> **WRITTEN REQUEST**:
For each line below that contains the string "index", copy that line.

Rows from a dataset
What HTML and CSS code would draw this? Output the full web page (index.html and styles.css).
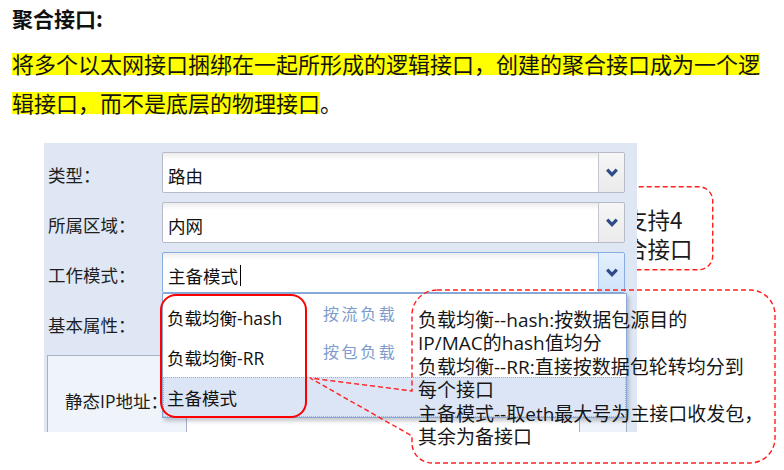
FILE: index.html
```html
<!DOCTYPE html>
<html lang="zh-CN">
<head>
<meta charset="utf-8">
<title>聚合接口</title>
<link rel="stylesheet" href="styles.css">
</head>
<body>
<div class="page">
  <h1 class="title">聚合接口:</h1>
  <p class="para"><span class="hl">将多个以太网接口捆绑在一起所形成的逻辑接口，创建的聚合接口成为一个逻</span><br><span class="hl">辑接口，而不是底层的物理接口</span>。</p>

  <div class="note note-max">
    <svg class="note-frame" width="154" height="85" viewBox="0 0 154 85"><rect x="0.7" y="0.7" width="152" height="83" rx="14" ry="14"/></svg>
    <div class="note-max-text">最多支持4<br>个聚合接口</div>
  </div>

  <div class="panel">
    <div class="form">
      <div class="form-row">
        <span class="label">类型：</span>
        <div class="combo"><span class="combo-text">路由</span><span class="combo-btn"><svg width="12" height="9" viewBox="0 0 12 9"><path d="M1.2 1.6 L6 6.6 L10.8 1.6"/></svg></span></div>
      </div>
      <div class="form-row">
        <span class="label">所属区域：</span>
        <div class="combo"><span class="combo-text">内网</span><span class="combo-btn"><svg width="12" height="9" viewBox="0 0 12 9"><path d="M1.2 1.6 L6 6.6 L10.8 1.6"/></svg></span></div>
      </div>
      <div class="form-row">
        <span class="label">工作模式：</span>
        <div class="combo combo-focus"><span class="combo-text">主备模式<span class="caret"></span></span><span class="combo-btn"><svg width="12" height="9" viewBox="0 0 12 9"><path d="M1.2 1.6 L6 6.6 L10.8 1.6"/></svg></span></div>
      </div>
      <div class="form-row">
        <span class="label">基本属性：</span>
      </div>
    </div>
    <div class="tabs">
      <div class="tab">静态IP地址：</div>
      <div class="tab-body"><div class="tab-side"></div></div>
    </div>

    <div class="dropdown">
      <div class="opt"><span class="opt-name">负载均衡-hash</span><span class="opt-hint">按流负载</span></div>
      <div class="opt"><span class="opt-name">负载均衡-RR</span><span class="opt-hint hint-low">按包负载</span></div>
      <div class="opt opt-selected"><span class="opt-name">主备模式</span></div>
    </div>
    <div class="ring"></div>
  </div>

  <div class="note note-modes">
    <svg class="note-frame" width="480" height="185" viewBox="0 0 480 185"><path d="M137 7 H450 A25 25 0 0 1 475 32 V155 A25 25 0 0 1 450 180 H132 A20 20 0 0 1 112 160 V153 L10 95 L112 108 V32 A25 25 0 0 1 137 7 Z"/></svg>
    <div class="note-modes-text">负载均衡--hash:按数据包源目的<br>IP/MAC的hash值均分<br>负载均衡--RR:直接按数据包轮转均分到<br>每个接口<br>主备模式--取eth最大号为主接口收发包，<br>其余为备接口</div>
  </div>
</div>
</body>
</html>
```

FILE: styles.css
```css
html, body {
  margin: 0;
  padding: 0;
}
body {
  width: 784px;
  height: 470px;
  overflow: hidden;
  background: #ffffff;
  color: #1b1b1b;
  font-family: "Noto Sans CJK SC", sans-serif;
}
.page {
  position: relative;
  width: 784px;
  height: 470px;
}
.title {
  margin: 3px 0 0 12px;
  font-size: 21px;
  line-height: 30px;
  font-weight: 700;
  color: #111;
}
.para {
  margin: 11px 0 0 12px;
  font-size: 22px;
  line-height: 39px;
  color: #141414;
}
.hl {
  background: linear-gradient(to bottom, transparent 6px, #ffff00 6px, #ffff00 28px, transparent 28px);
}

/* screenshot panel */
.panel {
  position: relative;
  z-index: 1;
  margin: 21px 0 0 44px;
  width: 593px;
  height: 289px;
  box-sizing: border-box;
  padding: 9px 0 0 4px;
  background: #dfe7f5;
  overflow: hidden;
  font-family: "Open Sans", "Noto Sans CJK SC", sans-serif;
}
.form {
  display: flex;
  flex-direction: column;
  gap: 9px;
}
.form-row {
  display: flex;
  align-items: center;
  height: 41px;
}
.label {
  width: 114px;
  padding-top: 4px;
  font-size: 17.5px;
  color: #1e1e1e;
}
.combo {
  display: flex;
  width: 463px;
  height: 41px;
  box-sizing: border-box;
  border: 1px solid #b7bbc9;
  border-radius: 2px;
  background: linear-gradient(to bottom, #ececee, #ffffff 7px);
}
.combo-text {
  flex: 1;
  display: flex;
  align-items: center;
  padding: 6px 0 0 5px;
  font-size: 17.5px;
  color: #111;
}
.caret {
  display: inline-block;
  width: 0;
  height: 21px;
  margin-left: 2px;
  border-left: 1.5px solid #000;
}
.combo-btn {
  width: 25px;
  display: flex;
  align-items: center;
  justify-content: center;
  border-left: 1px solid #c3c5cf;
  border-radius: 0 2px 2px 0;
  background: linear-gradient(to bottom, #f6f6f6, #ebebeb);
}
.combo-btn svg path {
  fill: none;
  stroke: #2f4c88;
  stroke-width: 3.2;
  stroke-linecap: butt;
  stroke-linejoin: miter;
}
.combo-focus {
  border-color: #86addd;
}
.combo-focus .combo-btn {
  border-left-color: #9fc2ea;
  background: linear-gradient(to bottom, #e3effc, #d0e4fa);
}

.tabs {
  display: flex;
  margin: 12px 0 0 -1px;
  height: 100px;
}
.tab {
  width: 140px;
  box-sizing: border-box;
  border: 1px solid #a6b1c6;
  border-bottom: none;
  background: #eff3fa;
  padding: 32px 0 0 17px;
  font-size: 17.5px;
  color: #1b1b1b;
  white-space: nowrap;
}
.tab-body {
  display: flex;
  justify-content: flex-end;
  width: 440px;
  box-sizing: border-box;
  border-top: 1px solid #a6b1c6;
  border-right: 1px solid #a6b1c6;
  background: #ffffff;
}
.tab-side {
  width: 46px;
  border-left: 1px solid #a6b1c6;
  background: #eef2f9;
}

/* open dropdown list */
.dropdown {
  position: absolute;
  left: 118px;
  top: 150px;
  width: 465px;
  box-sizing: border-box;
  padding-top: 3px;
  border: 1px solid #8aa8d4;
  background: #ffffff;
  box-shadow: 2px 3px 4px rgba(60, 70, 90, 0.3);
}
.opt {
  display: flex;
  align-items: center;
  height: 40px;
  box-sizing: border-box;
  padding-left: 4px;
  font-size: 17.5px;
  color: #111;
}
.opt-name {
  width: 156px;
  white-space: nowrap;
}
.opt-hint {
  margin-bottom: 8px;
  font-size: 16px;
  letter-spacing: 2.6px;
  color: #7d9ccb;
}
.hint-low {
  margin-bottom: 12px;
}
.opt-selected {
  background: #dbe5f5;
  border: 1px dotted #9ab3dc;
  padding-left: 3px;
}
.ring {
  position: absolute;
  left: 116px;
  top: 151px;
  width: 147px;
  height: 124px;
  box-sizing: border-box;
  border: 2.5px solid #ff0000;
  border-radius: 16px;
}

/* annotations */
.note {
  position: absolute;
}
.note-frame {
  position: absolute;
  left: 0;
  top: 0;
}
.note-frame rect,
.note-frame path {
  fill: none;
  stroke: #ff1f1f;
  stroke-width: 1.4;
  stroke-dasharray: 5 3;
}
.note-max {
  left: 560px;
  top: 183px;
  width: 154px;
  height: 85px;
  z-index: 0;
}
.note-max-text {
  position: relative;
  padding: 19px 0 0 20px;
  font-size: 22.5px;
  line-height: 29px;
  color: #1b1b1b;
  white-space: nowrap;
}
.note-modes {
  left: 300px;
  top: 280px;
  width: 480px;
  height: 185px;
  z-index: 2;
}
.note-modes-text {
  position: relative;
  padding: 26px 0 0 118px;
  font-family: "Open Sans", "Noto Sans CJK SC", sans-serif;
  font-size: 19px;
  line-height: 23.4px;
  color: #161616;
  white-space: nowrap;
}
```
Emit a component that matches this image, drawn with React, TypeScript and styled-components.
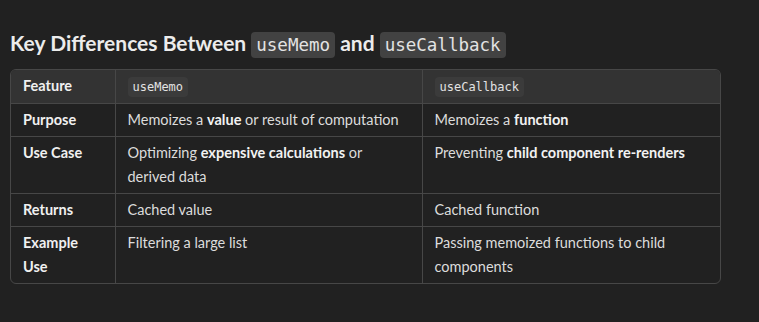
import styled, { createGlobalStyle } from "styled-components";

const GlobalStyle = createGlobalStyle`
    html, body {
        margin: 0;
        background: #212121;
    }
    body {
        font-family: Lato, "Noto Sans", sans-serif;
        color: #ececec;
    }
`;

const Page = styled.div`
    padding: 28px 38px 20px 10px;
`;

const Heading = styled.h3`
    margin: 0 0 9px;
    font-size: 21px;
    font-weight: 700;
    line-height: 30px;
    color: #ececec;
`;

const Code = styled.code<{ $small?: boolean }>`
    font-family: "DejaVu Sans Mono", "Liberation Mono", monospace;
    font-weight: 400;
    font-size: ${(p) => (p.$small ? "12px" : "17.5px")};
    background: ${(p) => (p.$small ? "#3b3b3b" : "#424242")};
    border-radius: 4px;
    padding: 3px 5px;
    color: #e3e3e3;
`;

const TableWrap = styled.div`
    border: 1px solid #474747;
    border-radius: 6px;
    overflow: hidden;
`;

const Table = styled.table`
    width: 100%;
    border-collapse: collapse;
    font-size: 14.5px;
    line-height: 24px;
`;

const HeadRow = styled.tr`
    background: #333333;
`;

const Cell = styled.td<{ $label?: boolean }>`
    padding: 4px 12px 4px;
    vertical-align: top;
    text-align: left;
    border-right: 1px solid #474747;
    border-bottom: 1px solid #474747;
    font-weight: ${(p) => (p.$label ? 700 : 400)};
    color: ${(p) => (p.$label ? "#f0f0f0" : "#dcdcdc")};

    &:last-child {
        border-right: none;
    }

    tr:last-child > & {
        border-bottom: none;
    }

    b {
        font-weight: 700;
        color: #f2f2f2;
    }
`;

const rows = [
    {
        label: "Purpose",
        memo: (
            <>
                Memoizes a <b>value</b> or result of computation
            </>
        ),
        callback: (
            <>
                Memoizes a <b>function</b>
            </>
        ),
    },
    {
        label: "Use Case",
        memo: (
            <>
                Optimizing <b>expensive calculations</b> or derived data
            </>
        ),
        callback: (
            <>
                Preventing <b>child component re-renders</b>
            </>
        ),
    },
    { label: "Returns", memo: "Cached value", callback: "Cached function" },
    {
        label: "Example Use",
        memo: "Filtering a large list",
        callback: "Passing memoized functions to child components",
    },
];

export default function App() {
    return (
        <>
            <GlobalStyle />
            <Page>
                <Heading>
                    Key Differences Between <Code>useMemo</Code> and <Code>useCallback</Code>
                </Heading>
                <TableWrap>
                    <Table>
                        <colgroup>
                            <col style={{ width: 104 }} />
                            <col style={{ width: 307 }} />
                            <col />
                        </colgroup>
                        <tbody>
                            <HeadRow>
                                <Cell $label>Feature</Cell>
                                <Cell>
                                    <Code $small>useMemo</Code>
                                </Cell>
                                <Cell>
                                    <Code $small>useCallback</Code>
                                </Cell>
                            </HeadRow>
                            {rows.map((row) => (
                                <tr key={row.label}>
                                    <Cell $label>{row.label}</Cell>
                                    <Cell>{row.memo}</Cell>
                                    <Cell>{row.callback}</Cell>
                                </tr>
                            ))}
                        </tbody>
                    </Table>
                </TableWrap>
            </Page>
        </>
    );
}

> **SOLUTION FOR THIS TASK**:
What HTML and CSS code would draw this? Output the full web page (index.html and styles.css).
FILE: index.html
  z-index: 1;
  z-index: 0;
  z-index: 2;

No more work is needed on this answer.